Deputy Secretary Hicks announced the “Replicator Initiative”, which she described as a new DOD initiative to quickly develop and field “swarms of low-cost air, land or sea drones that could swarm an enemy”. She called it a “big bet” that could counter China’s biggest advantage – the ability to bring a mass of platforms and people to the battlefield. The DOD hoped to leverage “attritable, autonomous systems in all domains — which are less expensive, put fewer people in the line of fire, and can be changed, updated, or improved with substantially shorter lead times”.

The initiative would focus on platforms that are “small, smart, cheap, and many”. The immediate objective of the Replicator Initiative is for the US military to “field attritable autonomous systems at scale of multiple thousands, in multiple domains, within the next 18 to 24 months,” Hicks said. This statement deserves thorough analysis, as there are several claims being made.
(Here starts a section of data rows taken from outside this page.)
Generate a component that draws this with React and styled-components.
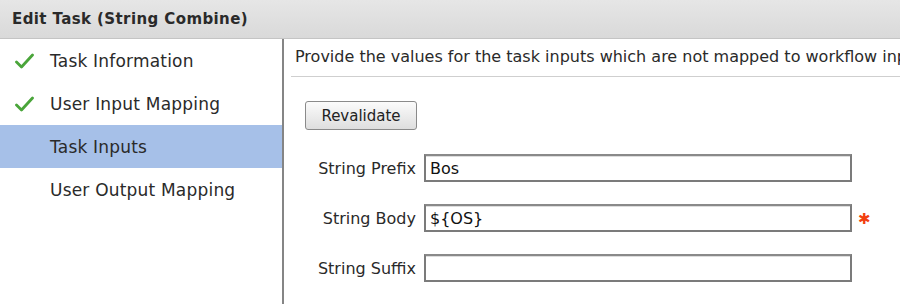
import React from "react";
import styled, { createGlobalStyle } from "styled-components";

const Global = createGlobalStyle`
  html, body { margin: 0; padding: 0; background: #fff; }
  body { font-family: "DejaVu Sans", Verdana, sans-serif; color: #222; }
  * { box-sizing: border-box; }
`;

const Frame = styled.div`
  width: 900px;
  height: 304px;
  overflow: hidden;
  display: flex;
  flex-direction: column;
  background: #fff;
`;

const Header = styled.div`
  height: 39px;
  flex: none;
  display: flex;
  align-items: center;
  padding-left: 12px;
  background: linear-gradient(#e6e6e6, #d9d9d9);
  border-bottom: 1px solid #c4c4c4;
  font-weight: bold;
  font-size: 15px;
  letter-spacing: 0.4px;
  color: #2a2a2a;
  white-space: nowrap;
`;

const Body = styled.div`
  flex: 1;
  display: flex;
  min-height: 0;
`;

const Sidebar = styled.div`
  width: 284px;
  flex: none;
  border-right: 2px solid #858585;
  display: flex;
  flex-direction: column;
`;

const NavItem = styled.div`
  height: 43px;
  display: flex;
  align-items: center;
  padding-left: 15px;
  gap: 16px;
  font-size: 17px;
  letter-spacing: 0.2px;
  color: #2a2a2a;
  white-space: nowrap;
  background: ${(p) => (p.$active ? "#a6c0e8" : "transparent")};
`;

const IconSlot = styled.span`
  width: 19px;
  height: 16px;
  display: inline-flex;
  align-items: center;
`;

const Content = styled.div`
  flex: 1;
  display: flex;
  flex-direction: column;
  padding-left: 7px;
  min-width: 0;
  overflow: hidden;
`;

const Intro = styled.div`
  font-size: 16px;
  line-height: 20px;
  white-space: nowrap;
  padding: 8px 0 9px 4px;
  border-bottom: 1px solid #cfcfcf;
  color: #2a2a2a;
`;

const Form = styled.div`
  padding: 24px 0 0 14px;
  display: flex;
  flex-direction: column;
`;

const Button = styled.button`
  align-self: flex-start;
  height: 29px;
  width: 112px;
  font-family: inherit;
  font-size: 15px;
  color: #222;
  border: 1px solid #8a8a8a;
  border-radius: 3px;
  background: linear-gradient(#fbfbfb, #dedede);
  padding: 0;
  margin-bottom: 24px;
`;

const Rows = styled.div`
  display: grid;
  grid-template-columns: 111px 428px 20px;
  column-gap: 8px;
  row-gap: 22px;
  align-items: center;
`;

const Label = styled.label`
  font-size: 16px;
  text-align: right;
  color: #2a2a2a;
  white-space: nowrap;
`;

const Field = styled.div`
  height: 28px;
  border: 2px solid #7b7b7b;
  border-top-color: #8a8a8a;
  box-shadow: inset 0 1px 0 #ddd;
  display: flex;
  align-items: center;
  padding-left: 4px;
  font-size: 16px;
  color: #111;
`;

const Required = styled.span`
  color: #f2400f;
  font-size: 15px;
  font-weight: bold;
  line-height: 1;
  margin-left: -2px;
`;

const Check = () => (
  <svg width="19" height="16" viewBox="0 0 19 16">
    <path d="M1.5 9 L6.5 14 L17.5 2" fill="none" stroke="#4aa53a" strokeWidth="2.8" strokeLinecap="round" strokeLinejoin="round" />
  </svg>
);

const nav = [
  { label: "Task Information", done: true },
  { label: "User Input Mapping", done: true },
  { label: "Task Inputs", active: true },
  { label: "User Output Mapping" },
];

const fields = [
  { label: "String Prefix", value: "Bos" },
  { label: "String Body", value: "${OS}", required: true },
  { label: "String Suffix", value: "" },
];

export default function App() {
  return (
    <>
      <Global />
      <Frame>
        <Header>Edit Task (String Combine)</Header>
        <Body>
          <Sidebar>
            {nav.map((n) => (
              <NavItem key={n.label} $active={n.active}>
                <IconSlot>{n.done && <Check />}</IconSlot>
                {n.label}
              </NavItem>
            ))}
          </Sidebar>
          <Content>
            <Intro>Provide the values for the task inputs which are not mapped to workflow inputs.</Intro>
            <Form>
              <Button>Revalidate</Button>
              <Rows>
                {fields.map((f) => (
                  <React.Fragment key={f.label}>
                    <Label>{f.label}</Label>
                    <Field>{f.value}</Field>
                    <span>{f.required && <Required>✱</Required>}</span>
                  </React.Fragment>
                ))}
              </Rows>
            </Form>
          </Content>
        </Body>
      </Frame>
    </>
  );
}
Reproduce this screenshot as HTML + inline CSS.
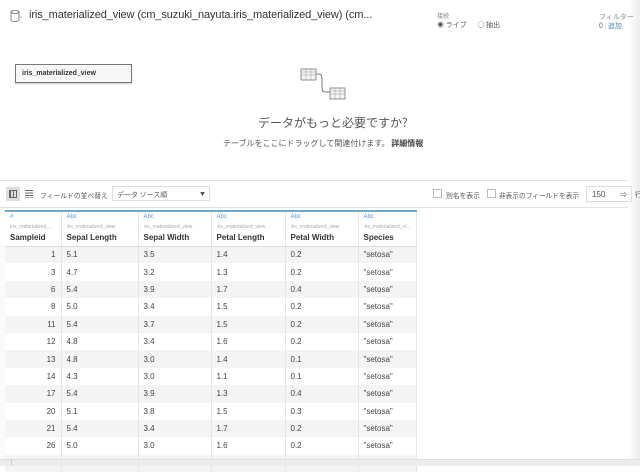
<!DOCTYPE html>
<html><head><meta charset="utf-8"><style>
*{box-sizing:border-box;margin:0;padding:0}
body{width:640px;height:466px;overflow:hidden;background:#fff;font-family:"Liberation Sans","Noto Sans CJK JP",sans-serif;color:#333;position:relative}
.a{position:absolute;white-space:nowrap}
.jp{font-family:"Noto Sans CJK JP",sans-serif}
table{border-collapse:collapse;position:absolute;left:5px;top:210px;font-size:8px}
td{height:17.4px;padding:0 5px;border-right:1px solid #e6e6e6;color:#444}
th{height:35px;border-top:2px solid #6fa8cf;border-right:1px solid #e6e6e6;text-align:left;font-weight:normal;padding:2px 5px 0;vertical-align:top;border-bottom:1px solid #ddd}
.t{font-size:6px;color:#5a95c0;display:block;height:10px}
.s{font-size:5px;color:#aaa;display:block;height:9px;overflow:hidden}
.n{font-size:8px;color:#333;font-weight:bold;display:block}
tr.g td{background:#f4f4f4}
</style></head><body>
<div class="a" style="right:0;top:0;width:12px;height:466px;background:linear-gradient(to right,#fff,#ececec)"></div>
<svg class="a" style="left:9px;top:9px" width="14" height="14" viewBox="0 0 14 14"><ellipse cx="6" cy="3" rx="4" ry="1.5" fill="none" stroke="#666" stroke-width=".8"/><path d="M2 3v8c0 1 2 1.5 4 1.5s4-.5 4-1.5V3" fill="none" stroke="#666" stroke-width=".8"/><path d="M11.5 8h1.5" stroke="#888"/></svg>
<div class="a" style="left:29px;top:9px;font-size:11px;color:#333;letter-spacing:-0.1px">iris_materialized_view (cm_suzuki_nayuta.iris_materialized_view) (cm...</div>
<div class="a jp" style="left:437px;top:11px;font-size:6px;color:#888">接続</div>
<div class="a jp" style="left:437px;top:20px;font-size:7px;color:#555">◉ ライブ &nbsp;&nbsp;&nbsp;&nbsp;&nbsp;&nbsp;○ 抽出</div>
<div class="a jp" style="left:599px;top:12px;font-size:7px;color:#888">フィルター</div>
<div class="a jp" style="left:599px;top:21px;font-size:7px;color:#666">0 <span style="color:#ccc">|</span> <span style="color:#4a8ab8">追加</span></div>
<div class="a" style="left:15px;top:64px;width:117px;height:19px;border:1px solid #777;background:#f7f7f7;font-size:7px;font-weight:bold;padding:5px 6px;box-shadow:0 1px 1px #ccc">iris_materialized_view</div>
<svg class="a" style="left:300px;top:68px" width="48" height="34" viewBox="0 0 48 34"><g fill="#f4f4f4" stroke="#777" stroke-width=".8"><rect x="1" y="1" width="15" height="11"/><rect x="30" y="20" width="15" height="11"/></g><path d="M1 4h15M1 7h15M6 1v11M11 1v11M30 23h15M30 26h15M35 20v11M40 20v11" stroke="#999" stroke-width=".5"/><path d="M16 6h3q3 0 3 4v10q0 4 3 4h5" fill="none" stroke="#555" stroke-width=".8"/></svg>
<div class="a jp" style="left:258px;top:114px;font-size:12px;color:#555">データがもっと必要ですか?</div>
<div class="a jp" style="left:223px;top:138px;font-size:8px;color:#555">テーブルをここにドラッグして関連付けます。 <b style="color:#444">詳細情報</b></div>
<div class="a" style="left:0;top:180px;width:628px;height:1px;background:#e2e2e2"></div>
<div class="a" style="left:6px;top:187px;width:14px;height:14px;background:#ddd"></div>
<div class="a" style="left:9px;top:190px;width:8px;height:8px;border:1px solid #666;background:repeating-linear-gradient(90deg,#666 0 1px,transparent 1px 3px)"></div>
<div class="a" style="left:25px;top:190px;width:8px;height:8px;background:repeating-linear-gradient(#666 0 1px,transparent 1px 2.5px)"></div>
<div class="a jp" style="left:40px;top:190px;font-size:6.8px;color:#555">フィールドの並べ替え</div>
<div class="a jp" style="left:112px;top:186px;width:98px;height:15px;border:1px solid #ddd;font-size:7px;color:#555;padding:3px 4px">データ ソース順<span style="position:absolute;right:4px;font-size:5px;top:4px">▼</span></div>
<div class="a" style="left:433px;top:189px;width:9px;height:9px;border:1px solid #bbb"></div>
<div class="a jp" style="left:446px;top:190px;font-size:6.8px;color:#555">別名を表示</div>
<div class="a" style="left:487px;top:189px;width:9px;height:9px;border:1px solid #bbb"></div>
<div class="a jp" style="left:499px;top:190px;font-size:6.7px;color:#555">非表示のフィールドを表示</div>
<div class="a" style="left:586px;top:186px;width:46px;height:16px;border:1px solid #ddd;font-size:8px;color:#555;padding:3px 5px;background:#fff">150<span style="position:absolute;right:4px;font-size:7px">⇒</span></div>
<div class="a jp" style="left:635px;top:190px;font-size:7px;color:#555">行</div>
<div class="a" style="left:0;top:207px;width:628px;height:1px;background:#e2e2e2"></div>
<div class="a" style="left:0;top:246px;width:5px;height:212px;background:#fafafa"></div>
<table>
<tr><th style="width:56px"><span class="t">#</span><span class="s">iris_materialized_...</span><span class="n">Sampleid</span></th><th style="width:77px"><span class="t">Abc</span><span class="s">iris_materialized_view</span><span class="n">Sepal Length</span></th><th style="width:73px"><span class="t">Abc</span><span class="s">iris_materialized_view</span><span class="n">Sepal Width</span></th><th style="width:74px"><span class="t">Abc</span><span class="s">iris_materialized_view</span><span class="n">Petal Length</span></th><th style="width:73px"><span class="t">Abc</span><span class="s">iris_materialized_view</span><span class="n">Petal Width</span></th><th style="width:58px"><span class="t">Abc</span><span class="s">iris_materialized_vi...</span><span class="n">Species</span></th></tr>
<tr class="g"><td align="right">1</td><td>5.1</td><td>3.5</td><td>1.4</td><td>0.2</td><td>"setosa"</td></tr>
<tr><td align="right">3</td><td>4.7</td><td>3.2</td><td>1.3</td><td>0.2</td><td>"setosa"</td></tr>
<tr class="g"><td align="right">6</td><td>5.4</td><td>3.9</td><td>1.7</td><td>0.4</td><td>"setosa"</td></tr>
<tr><td align="right">8</td><td>5.0</td><td>3.4</td><td>1.5</td><td>0.2</td><td>"setosa"</td></tr>
<tr class="g"><td align="right">11</td><td>5.4</td><td>3.7</td><td>1.5</td><td>0.2</td><td>"setosa"</td></tr>
<tr><td align="right">12</td><td>4.8</td><td>3.4</td><td>1.6</td><td>0.2</td><td>"setosa"</td></tr>
<tr class="g"><td align="right">13</td><td>4.8</td><td>3.0</td><td>1.4</td><td>0.1</td><td>"setosa"</td></tr>
<tr><td align="right">14</td><td>4.3</td><td>3.0</td><td>1.1</td><td>0.1</td><td>"setosa"</td></tr>
<tr class="g"><td align="right">17</td><td>5.4</td><td>3.9</td><td>1.3</td><td>0.4</td><td>"setosa"</td></tr>
<tr><td align="right">20</td><td>5.1</td><td>3.8</td><td>1.5</td><td>0.3</td><td>"setosa"</td></tr>
<tr class="g"><td align="right">21</td><td>5.4</td><td>3.4</td><td>1.7</td><td>0.2</td><td>"setosa"</td></tr>
<tr><td align="right">26</td><td>5.0</td><td>3.0</td><td>1.6</td><td>0.2</td><td>"setosa"</td></tr>
<tr class="g"><td></td><td></td><td></td><td></td><td></td><td></td></tr>
</table>
<div class="a" style="left:0;top:459px;width:640px;height:7px;background:#ececec;border-top:1px solid #ddd"></div>
<div class="a" style="left:11px;top:459px;width:1px;height:7px;background:#ccc"></div>
</body></html>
Firstly, the scale of the autonomous systems being in the multiple thousands and the application of the systems being across multiple domains, indicates that the US very much sees drones and autonomous systems as being crucial for its future war-fighting and military operations. With the US currently being the technological hub of the world, the widespread use of autonomous systems by the US military would likely cause other states to adopt such systems to maintain strategic parity with their adversaries. The Replicator Initiative also mentioned that the US was working towards collaboration and integration with allies and partners, meaning that autonomous systems would likely proliferate to its friendly states.

Secondly, and perhaps more importantly, is the stated timeline, within the next 18 to 24 months. This is rather alarming, particularly given that issues surrounding AI ethics and regulation have gathered momentum in recent months. Although the US claims to be following a “responsible and ethical” approach to AI in its Replicator Initiative, the specified timeline makes these claims hard to believe. However, it is also pertinent to note that the US military has likely been working on this initiative for quite some time, so it would have certain rules in place to prevent the negative aspects of AI in the military. To what extent AI norms and regulations would actually matter in a crisis situation, however, is a debate for another day.

Even if the US had been planning such an initiative for years, it seems that it now feels confident enough to announce and implement it. Ukraine has acted as a testing ground for the use of drones and autonomous systems on the battlefield, and has certainly demonstrated the power of these systems to major states. Drones have been regularly used by both Russia and Ukraine, with RUSI estimating that Ukraine has lost a staggering 10,000 unmanned aerial vehicles (UAVs) per month against Russia. These drones have been used for intelligence, surveillance and reconnaissance (ISR) purposes, as well as for direct targeting of the adversary’s military and civilian infrastructure.

Deputy Secretary Hicks also directly mentioned China as being the sole target of the Replicator Initiative. She added: “We must ensure the PRC (People’s Republic of China) leadership wakes up every day, considers the risks of aggression, and concludes, ‘today is not the day’ – and not just today, but every day, between now and 2027, now and 2035, now and 2049, and beyond”. She also mentioned that “all-domain, attritable autonomous systems (ADA2) will help overcome the challenge of anti-access, area-denial systems (A2AD). Our ADA2 to thwart their A2AD”. This is a critical point. China’s A2AD strategy is primarily focused on the South China Sea. The US stating that it would use drones to counter China’s A2AD strategy gives a clear indication that the US is willing, directly or indirectly, to militarily intervene in the region. This is another alarming statement, especially considering the growing tensions between the US and China, surrounding Taiwan.

China, on the other hand, holds a completely different understanding of AI than the US does. Although China aims to become the global leader of AI by 2030, it has so far been characteristically secretive about its military incorporation of AI. This, however, has not stopped the US from seeing China’s AI progress as being a major challenge to the future global leadership role of the US.

Ultimately, the reality is that future warfare will certainly be data-driven and AI-enabled, and it already is in many ways. However, the dangers of integrating AI into autonomous military systems need to be understood. Given the rapid pace of advancements being made in AI, and the importance given to the military applications of AI by major states, the incorporation of AI into their militaries is a matter of when, not if. Deputy Secretary Hicks’ speech mentioned the impact of the Replicator Initiative on the speed and scale of the US military several times. That will likely be the character of future warfare: it will be fought at a rapid pace, and human combatants will operate alongside a large number of autonomous systems. Although this might seem to be a more effective method of warfighting for some, the risk of escalation would be tremendous, particularly if militaries move towards human-out-of-the-loop AI.